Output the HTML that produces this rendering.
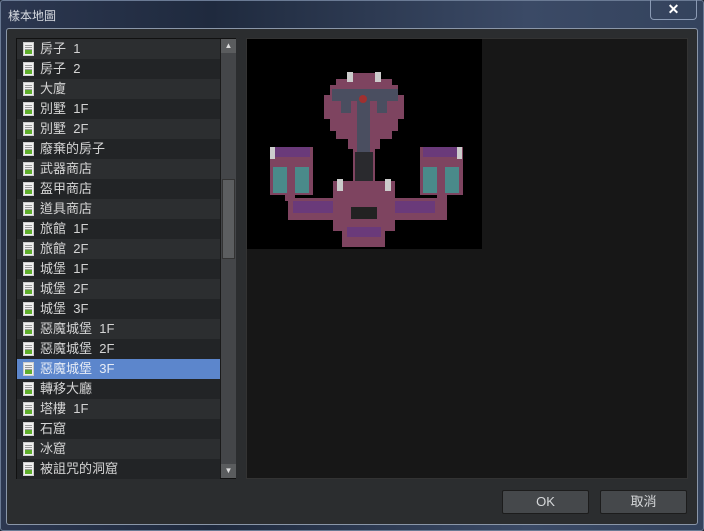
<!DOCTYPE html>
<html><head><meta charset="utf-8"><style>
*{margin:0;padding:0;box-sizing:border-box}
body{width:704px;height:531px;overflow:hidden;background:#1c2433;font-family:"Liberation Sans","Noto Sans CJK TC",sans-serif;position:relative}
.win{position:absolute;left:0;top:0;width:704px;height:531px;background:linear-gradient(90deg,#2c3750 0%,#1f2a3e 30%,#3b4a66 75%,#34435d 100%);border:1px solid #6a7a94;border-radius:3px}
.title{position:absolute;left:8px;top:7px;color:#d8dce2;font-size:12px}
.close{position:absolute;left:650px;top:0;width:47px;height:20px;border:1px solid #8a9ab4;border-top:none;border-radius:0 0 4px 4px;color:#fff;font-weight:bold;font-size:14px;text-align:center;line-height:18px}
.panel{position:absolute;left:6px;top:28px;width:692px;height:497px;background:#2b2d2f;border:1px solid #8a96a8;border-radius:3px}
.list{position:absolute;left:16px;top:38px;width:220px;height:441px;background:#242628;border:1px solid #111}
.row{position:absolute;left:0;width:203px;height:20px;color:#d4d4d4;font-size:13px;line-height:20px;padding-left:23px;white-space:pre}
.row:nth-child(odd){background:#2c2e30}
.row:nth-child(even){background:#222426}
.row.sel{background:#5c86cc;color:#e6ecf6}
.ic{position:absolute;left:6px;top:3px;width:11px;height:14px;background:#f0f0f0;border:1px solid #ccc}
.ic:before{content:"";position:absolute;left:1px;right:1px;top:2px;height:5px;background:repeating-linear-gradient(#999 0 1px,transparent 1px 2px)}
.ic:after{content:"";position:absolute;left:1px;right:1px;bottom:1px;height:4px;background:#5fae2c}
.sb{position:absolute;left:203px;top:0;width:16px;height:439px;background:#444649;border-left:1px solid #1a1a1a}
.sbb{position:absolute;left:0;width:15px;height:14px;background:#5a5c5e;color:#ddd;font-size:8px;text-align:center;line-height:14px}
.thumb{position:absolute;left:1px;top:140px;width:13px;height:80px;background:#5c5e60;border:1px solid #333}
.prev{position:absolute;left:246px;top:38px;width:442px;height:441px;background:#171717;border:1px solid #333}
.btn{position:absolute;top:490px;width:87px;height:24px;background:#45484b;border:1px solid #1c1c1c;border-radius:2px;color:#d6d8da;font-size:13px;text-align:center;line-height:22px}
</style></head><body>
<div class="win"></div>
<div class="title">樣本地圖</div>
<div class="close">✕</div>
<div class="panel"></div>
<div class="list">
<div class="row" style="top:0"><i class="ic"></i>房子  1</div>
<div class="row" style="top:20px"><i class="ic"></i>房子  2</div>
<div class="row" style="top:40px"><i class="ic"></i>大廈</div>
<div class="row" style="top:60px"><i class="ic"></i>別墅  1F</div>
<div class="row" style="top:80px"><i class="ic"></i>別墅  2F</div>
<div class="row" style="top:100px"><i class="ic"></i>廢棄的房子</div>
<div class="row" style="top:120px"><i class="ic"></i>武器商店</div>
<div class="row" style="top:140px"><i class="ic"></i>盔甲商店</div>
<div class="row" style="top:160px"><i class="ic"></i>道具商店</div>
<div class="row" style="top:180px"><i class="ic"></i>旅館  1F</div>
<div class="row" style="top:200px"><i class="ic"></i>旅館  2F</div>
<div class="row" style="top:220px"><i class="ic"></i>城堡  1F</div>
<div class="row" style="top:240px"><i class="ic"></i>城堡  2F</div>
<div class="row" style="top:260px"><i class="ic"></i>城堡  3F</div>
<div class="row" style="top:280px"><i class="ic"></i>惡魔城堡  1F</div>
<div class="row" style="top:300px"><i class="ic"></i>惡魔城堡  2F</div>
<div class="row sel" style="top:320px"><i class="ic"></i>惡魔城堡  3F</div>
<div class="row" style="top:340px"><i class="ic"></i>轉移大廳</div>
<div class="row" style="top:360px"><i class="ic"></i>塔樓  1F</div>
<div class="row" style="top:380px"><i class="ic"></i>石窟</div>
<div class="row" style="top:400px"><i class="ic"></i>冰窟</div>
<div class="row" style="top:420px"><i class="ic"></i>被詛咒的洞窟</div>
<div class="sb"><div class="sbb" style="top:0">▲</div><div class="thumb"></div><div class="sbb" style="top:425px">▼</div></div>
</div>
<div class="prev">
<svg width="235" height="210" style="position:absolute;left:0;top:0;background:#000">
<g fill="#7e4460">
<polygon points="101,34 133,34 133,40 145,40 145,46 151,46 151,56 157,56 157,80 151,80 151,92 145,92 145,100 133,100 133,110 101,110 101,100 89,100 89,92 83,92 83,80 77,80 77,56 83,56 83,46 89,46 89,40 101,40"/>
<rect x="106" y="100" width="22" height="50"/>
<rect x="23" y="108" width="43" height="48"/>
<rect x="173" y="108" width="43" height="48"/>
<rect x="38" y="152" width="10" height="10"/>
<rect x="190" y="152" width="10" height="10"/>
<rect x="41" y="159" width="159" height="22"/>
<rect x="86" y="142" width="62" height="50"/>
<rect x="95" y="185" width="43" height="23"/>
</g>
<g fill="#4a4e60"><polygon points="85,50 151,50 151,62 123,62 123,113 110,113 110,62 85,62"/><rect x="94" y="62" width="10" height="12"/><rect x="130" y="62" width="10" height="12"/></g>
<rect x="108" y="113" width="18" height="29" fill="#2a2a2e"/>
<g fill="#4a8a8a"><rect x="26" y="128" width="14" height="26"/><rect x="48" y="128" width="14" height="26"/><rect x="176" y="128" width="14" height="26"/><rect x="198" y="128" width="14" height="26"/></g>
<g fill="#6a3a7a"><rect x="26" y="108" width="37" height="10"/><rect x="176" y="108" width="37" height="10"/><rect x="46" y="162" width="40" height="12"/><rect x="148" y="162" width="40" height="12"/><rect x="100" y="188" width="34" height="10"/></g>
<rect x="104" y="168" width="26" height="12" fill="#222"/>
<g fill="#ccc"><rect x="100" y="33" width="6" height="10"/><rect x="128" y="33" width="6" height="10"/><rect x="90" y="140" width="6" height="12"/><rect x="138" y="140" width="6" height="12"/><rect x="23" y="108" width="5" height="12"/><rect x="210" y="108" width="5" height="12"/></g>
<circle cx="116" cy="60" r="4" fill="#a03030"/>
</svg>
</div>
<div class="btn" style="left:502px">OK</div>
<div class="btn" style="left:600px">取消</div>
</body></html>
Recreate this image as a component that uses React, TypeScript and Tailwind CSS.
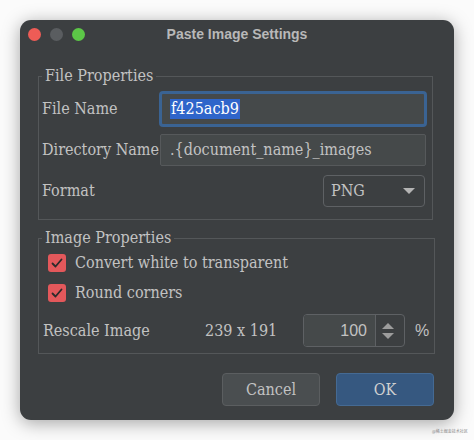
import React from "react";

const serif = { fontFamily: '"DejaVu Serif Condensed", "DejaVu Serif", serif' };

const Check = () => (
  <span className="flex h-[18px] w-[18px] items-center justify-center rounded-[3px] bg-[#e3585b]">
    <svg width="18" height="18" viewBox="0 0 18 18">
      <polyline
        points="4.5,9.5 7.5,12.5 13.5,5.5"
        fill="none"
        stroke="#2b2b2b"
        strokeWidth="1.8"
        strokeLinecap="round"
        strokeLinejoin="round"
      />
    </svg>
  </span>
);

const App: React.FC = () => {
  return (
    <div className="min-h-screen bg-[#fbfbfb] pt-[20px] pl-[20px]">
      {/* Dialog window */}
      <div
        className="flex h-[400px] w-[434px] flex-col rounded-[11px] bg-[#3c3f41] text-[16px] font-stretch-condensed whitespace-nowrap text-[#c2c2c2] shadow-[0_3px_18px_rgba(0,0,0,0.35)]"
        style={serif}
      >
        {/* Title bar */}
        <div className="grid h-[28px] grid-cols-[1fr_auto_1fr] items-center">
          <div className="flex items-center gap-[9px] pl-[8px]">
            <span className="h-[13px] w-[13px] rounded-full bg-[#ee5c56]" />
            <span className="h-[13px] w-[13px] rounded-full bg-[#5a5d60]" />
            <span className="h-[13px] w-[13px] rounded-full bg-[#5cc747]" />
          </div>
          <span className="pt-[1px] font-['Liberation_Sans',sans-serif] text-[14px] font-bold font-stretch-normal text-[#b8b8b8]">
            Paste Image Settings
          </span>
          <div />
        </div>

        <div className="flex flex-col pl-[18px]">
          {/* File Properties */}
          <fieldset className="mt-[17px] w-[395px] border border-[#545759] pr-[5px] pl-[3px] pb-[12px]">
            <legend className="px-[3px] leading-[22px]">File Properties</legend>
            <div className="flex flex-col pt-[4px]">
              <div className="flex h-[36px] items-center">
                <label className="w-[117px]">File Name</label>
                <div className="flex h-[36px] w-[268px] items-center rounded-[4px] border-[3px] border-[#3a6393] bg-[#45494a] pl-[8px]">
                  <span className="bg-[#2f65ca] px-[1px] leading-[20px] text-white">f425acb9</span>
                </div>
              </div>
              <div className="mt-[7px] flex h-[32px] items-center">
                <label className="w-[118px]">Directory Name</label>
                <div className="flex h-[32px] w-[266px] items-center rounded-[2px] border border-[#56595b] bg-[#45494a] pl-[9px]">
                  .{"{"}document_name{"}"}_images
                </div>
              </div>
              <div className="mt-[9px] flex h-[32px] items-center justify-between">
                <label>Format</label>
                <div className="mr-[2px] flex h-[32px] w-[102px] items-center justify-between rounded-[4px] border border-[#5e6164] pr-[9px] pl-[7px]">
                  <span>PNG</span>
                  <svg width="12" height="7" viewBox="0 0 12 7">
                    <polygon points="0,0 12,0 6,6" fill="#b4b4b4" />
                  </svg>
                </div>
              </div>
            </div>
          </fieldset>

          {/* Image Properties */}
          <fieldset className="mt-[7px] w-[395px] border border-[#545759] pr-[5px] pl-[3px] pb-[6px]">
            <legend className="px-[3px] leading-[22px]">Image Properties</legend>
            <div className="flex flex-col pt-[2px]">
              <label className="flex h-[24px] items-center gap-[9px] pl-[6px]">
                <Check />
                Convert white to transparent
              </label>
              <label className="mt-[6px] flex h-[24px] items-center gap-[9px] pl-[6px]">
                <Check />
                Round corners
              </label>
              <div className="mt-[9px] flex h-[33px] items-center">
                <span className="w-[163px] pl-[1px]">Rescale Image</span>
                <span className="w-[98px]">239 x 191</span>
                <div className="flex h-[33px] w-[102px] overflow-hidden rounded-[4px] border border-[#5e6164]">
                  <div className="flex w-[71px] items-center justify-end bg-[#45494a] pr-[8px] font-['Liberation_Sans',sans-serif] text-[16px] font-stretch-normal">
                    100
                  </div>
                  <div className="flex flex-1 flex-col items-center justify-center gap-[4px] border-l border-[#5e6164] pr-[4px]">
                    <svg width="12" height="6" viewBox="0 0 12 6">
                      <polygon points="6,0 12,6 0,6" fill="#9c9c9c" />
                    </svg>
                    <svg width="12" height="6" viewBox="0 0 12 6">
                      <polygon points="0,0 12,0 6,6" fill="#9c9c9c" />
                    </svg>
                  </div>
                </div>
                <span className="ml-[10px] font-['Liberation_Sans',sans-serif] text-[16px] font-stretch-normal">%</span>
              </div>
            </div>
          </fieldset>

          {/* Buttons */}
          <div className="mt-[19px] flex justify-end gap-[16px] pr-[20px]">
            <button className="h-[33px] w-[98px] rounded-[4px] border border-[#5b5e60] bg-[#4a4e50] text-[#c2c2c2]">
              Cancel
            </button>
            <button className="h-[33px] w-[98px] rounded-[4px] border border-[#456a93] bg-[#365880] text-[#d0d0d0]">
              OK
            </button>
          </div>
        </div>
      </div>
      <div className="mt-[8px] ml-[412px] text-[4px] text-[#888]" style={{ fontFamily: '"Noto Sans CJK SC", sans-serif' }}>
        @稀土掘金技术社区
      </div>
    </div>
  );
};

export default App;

- Problem statement
Filter the entries and copy out every line with the word "React".

- Result
Recreate this image as a component that uses React, TypeScript and Tailwind CSS.
import React from "react";
const App: React.FC = () => {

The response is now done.